For the second point, $$(6,3)$$: The first number, 6, is the x-coordinate. The second number, 3, is the y-coordinate.

**step2** Understanding gradient as 'rise over run'

The gradient of a line tells us how much it goes up or down for every step it moves across. We call the vertical change the 'rise' and the horizontal change the 'run'. The gradient is found by dividing the 'rise' by the 'run'.

**step3** Calculating the 'run' or horizontal change

To find how many steps the line goes across (the 'run'), we look at the x-coordinates of the two points.

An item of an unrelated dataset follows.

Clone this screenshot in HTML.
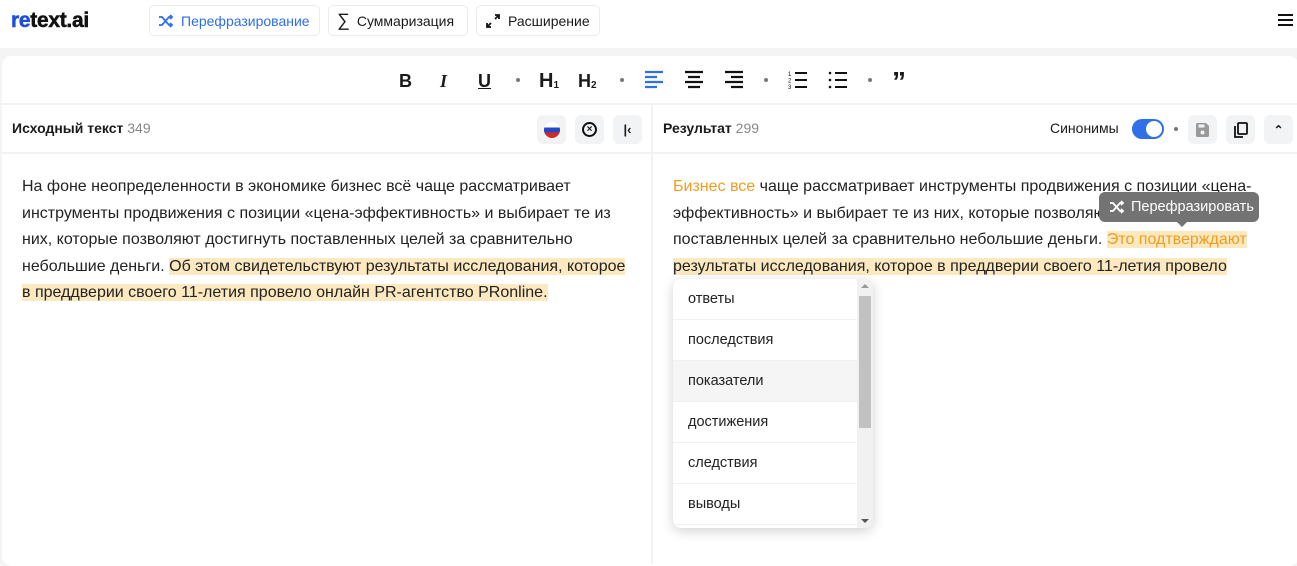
<!DOCTYPE html>
<html><head><meta charset="utf-8"><style>
*{box-sizing:border-box;margin:0;padding:0}
body{width:1297px;height:561px;overflow:hidden;background:#f4f4f5;font-family:"Liberation Sans",sans-serif;color:#1a1a1a;position:relative}
.top{position:absolute;left:0;top:0;width:1297px;height:48px;background:#fff}
.logo{position:absolute;left:11px;top:9px;font-weight:bold;font-size:21px;letter-spacing:-0.3px;color:#111;-webkit-text-stroke:0.5px #111}
.logo span{color:#1f4fd8;-webkit-text-stroke:0.5px #1f4fd8}
.tab{position:absolute;top:5px;height:31px;border:1px solid #ececec;border-radius:5px;font-size:14px;display:flex;align-items:center;padding:0 8px;gap:7px;background:#fff}
.card{position:absolute;left:2px;top:56px;width:1297px;height:510px;background:#fff;border-radius:10px}
.tb{position:absolute;top:70px;height:22px;display:flex;align-items:center}
.dot{position:absolute;width:4px;height:4px;border-radius:2px;background:#777;top:78px}
.hline{position:absolute;left:2px;width:1295px;height:2px;background:#f2f2f2}
.vline{position:absolute;left:651px;top:104px;width:2px;height:460px;background:#f2f2f2}
.ph{position:absolute;top:120px;font-size:14px;font-weight:bold}
.ph span{font-weight:normal;color:#888}
.btn{position:absolute;top:115px;width:29px;height:29px;border-radius:6px;background:#f2f3f5;display:flex;align-items:center;justify-content:center}
.txt{position:absolute;font-size:16px;line-height:26.5px;color:#222}
.hl{background:#fce9c0}
.or{color:#f29c1f}
.tip{position:absolute;left:1099px;top:192px;width:160px;height:30px;background:#737373;border-radius:6px;color:#fff;font-size:14.5px;display:flex;align-items:center;padding-left:10px;gap:6px}
.tip:after{content:"";position:absolute;left:78px;bottom:-5px;border:5px solid transparent;border-top-color:#737373;border-bottom:0}
.dd{position:absolute;left:673px;top:279px;width:200px;height:249px;background:#fff;border-radius:8px;box-shadow:0 3px 12px rgba(0,0,0,.18);overflow:hidden}
.it{height:41px;border-bottom:1px solid #f0f0f0;font-size:14.5px;padding:12px 0 0 15px;width:184px;color:#222}
.sb{position:absolute;right:0;top:0;width:16px;height:249px;background:#f1f1f1}
</style></head><body>
<div class="top"></div>
<div class="logo"><span>re</span>text.ai</div>
<div class="tab" style="left:149px;width:171px;color:#2f6fe8"><svg width="16" height="14" viewBox="0 0 16 14" fill="none" stroke="#2f6fe8" stroke-width="1.8"><path d="M1 3h3l7 8h3M1 11h3l7-8h3M12 1l2 2-2 2M12 9l2 2-2 2"/></svg>Перефразирование</div>
<div class="tab" style="left:328px;width:140px"><span style="font-size:18px">∑</span>Суммаризация</div>
<div class="tab" style="left:476px;width:124px"><svg width="16" height="16" viewBox="0 0 16 16" fill="none" stroke="#111" stroke-width="1.8"><path d="M10 2h4v4M14 2l-4 4M6 14H2v-4M2 14l4-4"/></svg>Расширение</div>
<div style="position:absolute;left:1278px;top:14px;width:15px;height:2px;background:#111;box-shadow:0 5px 0 #111,0 10px 0 #111"></div>
<div class="card"></div>
<div class="tb" style="left:399px;font-weight:bold;font-size:18px">B</div>
<div class="tb" style="left:440px;font-weight:bold;font-style:italic;font-size:18px;font-family:'Liberation Serif',serif">I</div>
<div class="tb" style="left:478px;font-weight:bold;font-size:18px;text-decoration:underline">U</div>
<div class="dot" style="left:516px"></div>
<div class="tb" style="left:539px;font-weight:bold;font-size:20px">H<small style="font-size:10px;margin-top:8px">1</small></div>
<div class="tb" style="left:578px;font-weight:bold;font-size:18px">H<small style="font-size:10px;margin-top:8px">2</small></div>
<div class="dot" style="left:620px"></div>
<svg style="position:absolute;left:644px;top:70px" width="20" height="20" stroke="#2f6fe8" stroke-width="2.2"><path d="M1 2h18M1 7h12M1 12h18M1 17h12"/></svg>
<svg style="position:absolute;left:684px;top:70px" width="20" height="20" stroke="#111" stroke-width="2.2"><path d="M1 2h18M4 7h12M1 12h18M4 17h12"/></svg>
<svg style="position:absolute;left:724px;top:70px" width="20" height="20" stroke="#111" stroke-width="2.2"><path d="M1 2h18M7 7h12M1 12h18M7 17h12"/></svg>
<div class="dot" style="left:764px"></div>
<svg style="position:absolute;left:788px;top:70px" width="20" height="20" stroke="#111" stroke-width="2"><path d="M7 3h12M7 10h12M7 17h12"/><text x="0" y="6" font-size="6" stroke="none" fill="#111">1</text><text x="0" y="12.5" font-size="6" stroke="none" fill="#111">2</text><text x="0" y="19" font-size="6" stroke="none" fill="#111">3</text></svg>
<svg style="position:absolute;left:828px;top:70px" width="20" height="20" stroke="#111" stroke-width="2"><path d="M7 3h12M7 10h12M7 17h12"/><circle cx="2" cy="3" r="1.3" fill="#111" stroke="none"/><circle cx="2" cy="10" r="1.3" fill="#111" stroke="none"/><circle cx="2" cy="17" r="1.3" fill="#111" stroke="none"/></svg>
<div class="dot" style="left:868px"></div>
<div class="tb" style="left:892px;font-weight:bold;font-size:28px;top:67px;height:30px;letter-spacing:-2px">”</div>
<div class="hline" style="top:103px"></div>
<div class="hline" style="top:152px"></div>
<div class="vline"></div>
<div class="ph" style="left:12px">Исходный текст <span>349</span></div>
<div class="btn" style="left:537px"><div style="width:16px;height:16px;border-radius:8px;background:linear-gradient(#fff 0 33%,#2746c8 33% 66%,#d52b1e 66%)"></div></div>
<div class="btn" style="left:575px"><div style="width:15px;height:15px;border:2px solid #111;border-radius:8px;font-size:10px;line-height:11px;text-align:center;font-weight:bold">×</div></div>
<div class="btn" style="left:613px;font-size:13px;font-weight:bold">|‹</div>
<div class="ph" style="left:663px">Результат <span>299</span></div>
<div style="position:absolute;left:1050px;top:120px;font-size:14px">Синонимы</div>
<div style="position:absolute;left:1132px;top:119px;width:32px;height:20px;border-radius:10px;background:#2f6fe8"><div style="position:absolute;right:2px;top:2px;width:16px;height:16px;border-radius:8px;background:#fff"></div></div>
<div style="position:absolute;left:1174px;top:127px;width:4px;height:4px;border-radius:2px;background:#777"></div>
<div class="btn" style="left:1188px"><svg width="13" height="14" viewBox="0 0 13 14"><path d="M0 1.5A1.5 1.5 0 0 1 1.5 0H10l3 3v9.5A1.5 1.5 0 0 1 11.5 14h-10A1.5 1.5 0 0 1 0 12.5z" fill="#999"/><rect x="2.5" y="1.5" width="6" height="3" fill="#f2f3f5"/><circle cx="6.5" cy="9.5" r="2" fill="#f2f3f5"/></svg></div>
<div class="btn" style="left:1226px"><svg width="14" height="16" fill="none" stroke="#111" stroke-width="1.8"><rect x="4" y="1" width="9" height="11" rx="1"/><path d="M1 4v11h8"/></svg></div>
<div class="btn" style="left:1264px;font-size:12px;font-weight:bold">⌃</div>
<div class="txt" style="left:22px;top:174px;width:615px">На фоне неопределенности в экономике бизнес всё чаще рассматривает инструменты продвижения с позиции «цена-эффективность» и выбирает те из них, которые позволяют достигнуть поставленных целей за сравнительно небольшие деньги. <span class="hl">Об этом свидетельствуют результаты исследования, которое в преддверии своего 11-летия провело онлайн PR-агентство PRonline.</span></div>
<div class="txt" style="left:673px;top:174px;width:590px"><span class="or">Бизнес все</span> чаще рассматривает инструменты продвижения с позиции «цена-эффективность» и выбирает те из них, которые позволяют достигнуть поставленных целей за сравнительно небольшие деньги. <span class="hl"><span class="or">Это подтверждают</span> результаты исследования, которое в преддверии своего 11-летия провело <span style="letter-spacing:-1.2px">онлайн PR-агентство PRonline</span>.</span></div>
<div class="tip"><svg width="16" height="14" viewBox="0 0 16 14" fill="none" stroke="#fff" stroke-width="1.8"><path d="M1 3h3l7 8h3M1 11h3l7-8h3M12 1l2 2-2 2M12 9l2 2-2 2"/></svg>Перефразировать</div>
<div class="dd">
<div class="it">ответы</div><div class="it">последствия</div><div class="it" style="background:#f5f5f5">показатели</div><div class="it">достижения</div><div class="it">следствия</div><div class="it">выводы</div>
<div class="sb"><div style="position:absolute;left:2px;top:17px;width:12px;height:132px;background:#c1c1c1"></div><div style="position:absolute;left:4px;top:5px;border:4px solid transparent;border-bottom-color:#999;border-top:0"></div><div style="position:absolute;left:4px;bottom:5px;border:4px solid transparent;border-top-color:#555;border-bottom:0"></div></div>
</div>
</body></html>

These are 4 and 6.

We find the difference between these two x-coordinates: $$6 - 4 = 2$$.

So, the 'run' (horizontal change) is 2 units.

**step4** Calculating the 'rise' or vertical change

To find how many steps the line goes up or down (the 'rise'), we look at the y-coordinates of the two points. These are 2 and 3.

We find the difference between these two y-coordinates: $$3 - 2 = 1$$.

So, the 'rise' (vertical change) is 1 unit.

**step5** Calculating the gradient

Now, we can find the gradient by dividing the 'rise' by the 'run'.

Gradient = $$\frac{\text{rise}}{\text{run}}$$

Substitute the values we found: Gradient = $$\frac{1}{2}$$.

The gradient of the line joining the points $$(4,2)$$ and $$(6,3)$$ is $$\frac{1}{2}$$.